Oliver Knussen's account of 'The Rape Of Lucretia' recorded live in Snape
Maltings at last year's Aldeburgh Festival arrives in time to celebrate
Benjamin Britten's centenary. Never the easiest of his operas to aproach, not
least of all because of its horrifying narrative (the defilement of Collatinus'
wife Lucretia by the Roman ruler's son Tarquinius) but also for its angular,
abrasive musical style. The piece has far more in common with the Modernist
European tradition of composition than other works in Britten's operatic cannon.
Under Mr Knussen's baton The Aldeburgh Festival Ensemble, chorus and soloists
deliver a consummate performance.
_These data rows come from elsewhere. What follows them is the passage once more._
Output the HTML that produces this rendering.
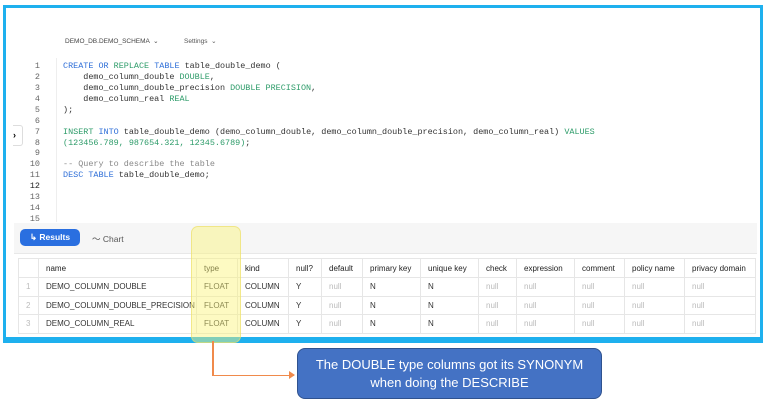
<!DOCTYPE html><html><head><style>
body{margin:0;width:768px;height:403px;background:#fff;position:relative;overflow:hidden;font-family:"Liberation Sans",sans-serif}
.frame{position:absolute;left:3px;top:5px;width:754px;height:332px;border:3px solid #1eb0ee;background:#fff}
.a{position:absolute}
.code{font-family:"Liberation Mono",monospace;font-size:8.45px;color:#333;white-space:pre}
.ln{position:absolute;left:18px;width:22px;text-align:right;font-family:"Liberation Mono",monospace;font-size:8.45px;color:#666}
.k{color:#2f6fd8}.t{color:#2e9c6a}.c{color:#888}
table{border-collapse:collapse;table-layout:fixed;width:737px;font-size:8px;color:#333;position:absolute;left:18px;top:258px}
td{border:1px solid #e6e6e6;height:17.5px;padding:0 0 0 7px;white-space:nowrap;overflow:hidden}
th{border:1px solid #e6e6e6;height:18px;text-align:left;font-weight:normal;padding:0 0 0 7px;color:#222;white-space:nowrap;overflow:hidden}
.n{color:#bbb}
</style></head><body>
<div class="frame"></div>
<div class="a" style="left:65px;top:37px;font-size:6.5px;color:#444">DEMO_DB.DEMO_SCHEMA &nbsp;⌄</div>
<div class="a" style="left:184px;top:37px;font-size:6.5px;color:#555">Settings &nbsp;⌄</div>
<div class="a" style="left:56px;top:58px;width:1px;height:164px;background:#eee"></div>
<div class="a" style="left:13px;top:125px;width:9px;height:19px;border:1px solid #ddd;border-left:none;border-radius:0 3px 3px 0;font-size:9px;font-weight:bold;line-height:19px">›</div>
<div id="lns"></div>
<div class="a code" style="left:63px;top:61px;line-height:10.93px"><span class="k">CREATE OR</span> <span class="t">REPLACE</span> <span class="k">TABLE</span> table_double_demo (
    demo_column_double <span class="t">DOUBLE</span>,
    demo_column_double_precision <span class="t">DOUBLE PRECISION</span>,
    demo_column_real <span class="t">REAL</span>
);

<span class="t">INSERT</span> <span class="k">INTO</span> table_double_demo (demo_column_double, demo_column_double_precision, demo_column_real) <span class="t">VALUES</span>
<span class="t">(123456.789, 987654.321, 12345.6789)</span>;

<span class="c">-- Query to describe the table</span>
<span class="k">DESC TABLE</span> table_double_demo;</div>
<div class="a" style="left:14px;top:223px;width:743px;height:30px;background:#f6f6f6;border-bottom:1px solid #e8e8e8"></div>
<div class="a" style="left:20px;top:229px;width:60px;height:17px;background:#2a6fe0;border-radius:5px;color:#fff;font-size:8.5px;font-weight:bold;line-height:17px;text-align:center">↳ Results</div>
<div class="a" style="left:92px;top:233px;font-size:8.5px;color:#555">〜 Chart</div>
<table>
<colgroup><col style="width:20px"><col style="width:158px"><col style="width:41px"><col style="width:51px"><col style="width:33px"><col style="width:41px"><col style="width:58px"><col style="width:58px"><col style="width:38px"><col style="width:58px"><col style="width:50px"><col style="width:60px"><col style="width:71px"></colgroup>
<tr><th></th><th>name</th><th>type</th><th>kind</th><th>null?</th><th>default</th><th>primary key</th><th>unique key</th><th>check</th><th>expression</th><th>comment</th><th>policy name</th><th>privacy domain</th></tr>
<tr><td class="n">1</td><td>DEMO_COLUMN_DOUBLE</td><td>FLOAT</td><td>COLUMN</td><td>Y</td><td class="n">null</td><td>N</td><td>N</td><td class="n">null</td><td class="n">null</td><td class="n">null</td><td class="n">null</td><td class="n">null</td></tr>
<tr><td class="n">2</td><td>DEMO_COLUMN_DOUBLE_PRECISION</td><td>FLOAT</td><td>COLUMN</td><td>Y</td><td class="n">null</td><td>N</td><td>N</td><td class="n">null</td><td class="n">null</td><td class="n">null</td><td class="n">null</td><td class="n">null</td></tr>
<tr><td class="n">3</td><td>DEMO_COLUMN_REAL</td><td>FLOAT</td><td>COLUMN</td><td>Y</td><td class="n">null</td><td>N</td><td>N</td><td class="n">null</td><td class="n">null</td><td class="n">null</td><td class="n">null</td><td class="n">null</td></tr>
</table>
<div class="a" style="left:6px;top:337px;width:754px;height:3px;background:#1eb0ee"></div>
<div class="a" style="left:191px;top:226px;width:48px;height:115px;background:rgba(250,245,120,0.45);border:1px solid rgba(235,220,100,0.6);border-radius:7px"></div>
<div class="a" style="left:212px;top:341px;width:1.5px;height:35px;background:#f08a4b"></div>
<div class="a" style="left:212px;top:374.5px;width:82px;height:1.5px;background:#f08a4b"></div>
<div class="a" style="left:289px;top:371px;border-left:6px solid #f08a4b;border-top:4px solid transparent;border-bottom:4px solid transparent"></div>
<div class="a" style="left:297px;top:348px;width:305px;height:51px;background:#4472c4;border:1px solid #2f528f;border-radius:8px;color:#fff;font-size:13px;text-align:center;line-height:18px;padding-top:7px;box-sizing:border-box">The DOUBLE type columns got its SYNONYM<br>when doing the DESCRIBE</div>
<script>
var h='';for(var i=1;i<=15;i++){h+='<div class="ln" style="top:'+(61+(i-1)*10.93)+'px;'+(i==12?'color:#222':'')+'">'+i+'</div>';}
document.getElementById('lns').innerHTML=h;
</script>
</body></html>
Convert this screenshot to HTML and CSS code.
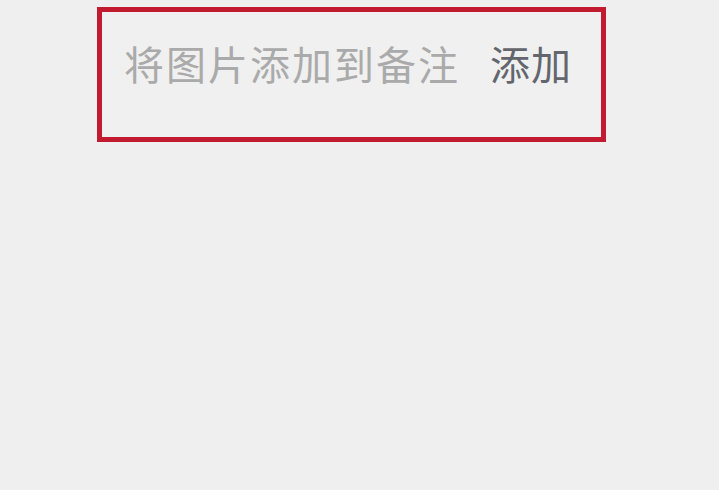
FILE: index.html
```html
<!DOCTYPE html>
<html lang="zh">
<head>
<meta charset="utf-8">
<link rel="stylesheet" href="styles.css">
</head>
<body>
<div class="page">
  <div class="note-box">
    <span class="hint">将图片添加到备注</span>
    <span class="action">添加</span>
  </div>
</div>
</body>
</html>
```
FILE: styles.css
```css
html, body {
  margin: 0;
  padding: 0;
  background: #efefef;
}
.page {
  width: 719px;
  height: 490px;
  padding: 7px 0 0 97px;
  box-sizing: border-box;
  font-family: "Noto Sans CJK SC", "Noto Sans", sans-serif;
}
.note-box {
  width: 509px;
  height: 135px;
  box-sizing: border-box;
  border: 5px solid #c21a2f;
  background: #f0f0f0;
  display: flex;
  align-items: center;
  padding: 0 0 23px 22px;
  gap: 30px;
}
.hint {
  font-size: 40px;
  letter-spacing: 2px;
  color: #aaaaaa;
  line-height: 1;
}
.action {
  font-size: 40px;
  letter-spacing: 1px;
  color: #63666d;
  line-height: 1;
}
```
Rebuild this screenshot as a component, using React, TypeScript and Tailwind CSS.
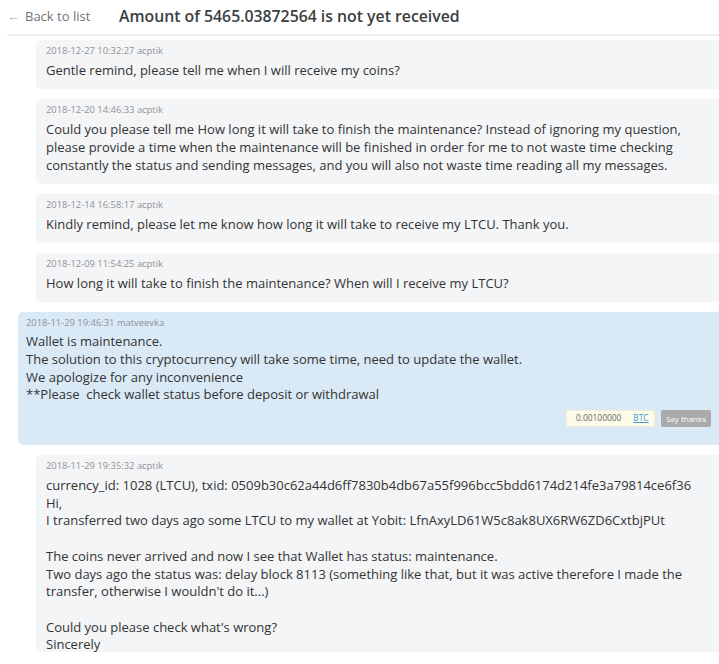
import React from 'react';

type Msg = {
  date: string;
  author: string;
  text: string;
  staff?: boolean;
};

const messages: Msg[] = [
  {
    date: '2018-12-27 10:32:27',
    author: 'acptik',
    text: 'Gentle remind, please tell me when I will receive my coins?',
  },
  {
    date: '2018-12-20 14:46:33',
    author: 'acptik',
    text: 'Could you please tell me How long it will take to finish the maintenance? Instead of ignoring my question, please provide a time when the maintenance will be finished in order for me to not waste time checking constantly the status and sending messages, and you will also not waste time reading all my messages.',
  },
  {
    date: '2018-12-14 16:58:17',
    author: 'acptik',
    text: 'Kindly remind, please let me know how long it will take to receive my LTCU. Thank you.',
  },
  {
    date: '2018-12-09 11:54:25',
    author: 'acptik',
    text: 'How long it will take to finish the maintenance? When will I receive my LTCU?',
  },
  {
    date: '2018-11-29 19:46:31',
    author: 'matveevka',
    staff: true,
    text: 'Wallet is maintenance.\nThe solution to this cryptocurrency will take some time, need to update the wallet.\nWe apologize for any inconvenience\n**Please  check wallet status before deposit or withdrawal',
  },
  {
    date: '2018-11-29 19:35:32',
    author: 'acptik',
    text: "currency_id: 1028 (LTCU), txid: 0509b30c62a44d6ff7830b4db67a55f996bcc5bdd6174d214fe3a79814ce6f36\nHi,\nI transferred two days ago some LTCU to my wallet at Yobit: LfnAxyLD61W5c8ak8UX6RW6ZD6CxtbjPUt\n\nThe coins never arrived and now I see that Wallet has status: maintenance.\nTwo days ago the status was: delay block 8113 (something like that, but it was active therefore I made the transfer, otherwise I wouldn't do it...)\n\nCould you please check what's wrong?\nSincerely",
  },
];

const Message = ({ msg }: { msg: Msg }) => {
  if (msg.staff) {
    return (
      <div className="ml-[18px] mr-[-6px] rounded-[5px] bg-[#dae9f6] pl-[8px] pr-[14px] pt-[5px] pb-[18px]">
        <div className="text-[9.4px] leading-[12px] text-[#8c939a]">
          {msg.date} {msg.author}
        </div>
        <div className="mt-[4px] whitespace-pre-wrap text-[13px] leading-[17.7px] text-[#333]">{msg.text}</div>
        <div className="mt-[6px] flex justify-end gap-[6px]">
          <div className="flex h-[17px] w-[89px] items-center gap-[12px] rounded-[2px] border border-[#f3eed2] bg-[#fdfbea] pl-[9px] text-[8.4px]">
            <span className="text-[#666]">0.00100000</span>
            <a href="#" className="text-[#3d9ad6] underline">BTC</a>
          </div>
          <button className="h-[17px] w-[50px] rounded-[2px] bg-[#aaaaaa] text-[8px] text-white">Say thanks</button>
        </div>
      </div>
    );
  }
  return (
    <div className="ml-[36px] mr-[-6px] rounded-[5px] bg-[#f4f5f7] pl-[10px] pr-[16px] pt-[5px] pb-[9.5px]">
      <div className="text-[9.4px] leading-[12px] text-[#8f9296]">
        {msg.date} {msg.author}
      </div>
      <div className="mt-[5px] whitespace-pre-wrap text-[13px] leading-[17.7px] text-[#333]">{msg.text}</div>
    </div>
  );
};

export default function App() {
  return (
    <div className="h-[664px] w-[719px] overflow-hidden bg-white font-['Open_Sans',sans-serif]">
      {/* Header */}
      <div className="ml-[7px] flex h-[36px] items-center border-b-2 border-[#eeeff1]">
        <a href="#" className="flex w-[112px] items-center text-[13px] text-[#6f747a]">
          <span className="mr-[5px] text-[13px] text-[#a3b0bd]">←</span>
          Back to list
        </a>
        <h1 className="text-[15.8px] font-semibold text-[#3b3e42]">Amount of 5465.03872564 is not yet received</h1>
      </div>

      {/* Messages, cut where the screenshot ends */}
      <div className="mt-[4px] flex h-[612px] flex-col gap-[10px] overflow-hidden">
        {messages.map((m, i) => (
          <Message key={i} msg={m} />
        ))}
      </div>
    </div>
  );
}
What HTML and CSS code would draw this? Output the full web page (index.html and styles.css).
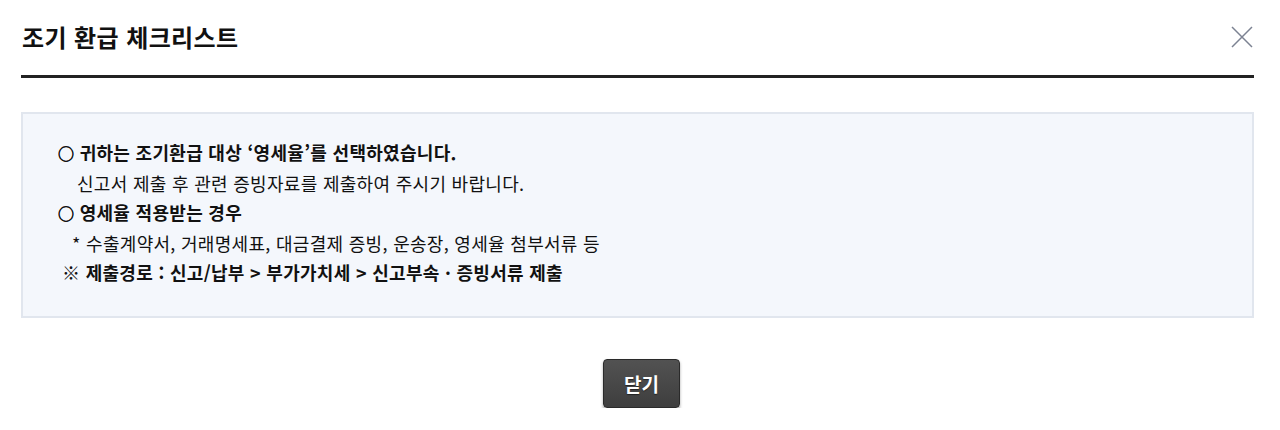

Ian Bostridge (a worthy heir to Peter Pear's
unimpeachable legacy) and Susan Gritton sing the male and female chorus parts
impeccably; Peter Coleman-Wright's Tarqinious is the embodiment of unthinking evil and
Angelika Kirschlager as Lucretia in her Act II, Scene I and (especially) Act II, Scene II
duets, with Tarquinius and Collatinus repectively, are terrifying and heartrending in
equal measure. The band is on top form, enhanced by The Maltings' warm ambience.
Not an easy listen but the sense of raw, unspeakable tension is palpable.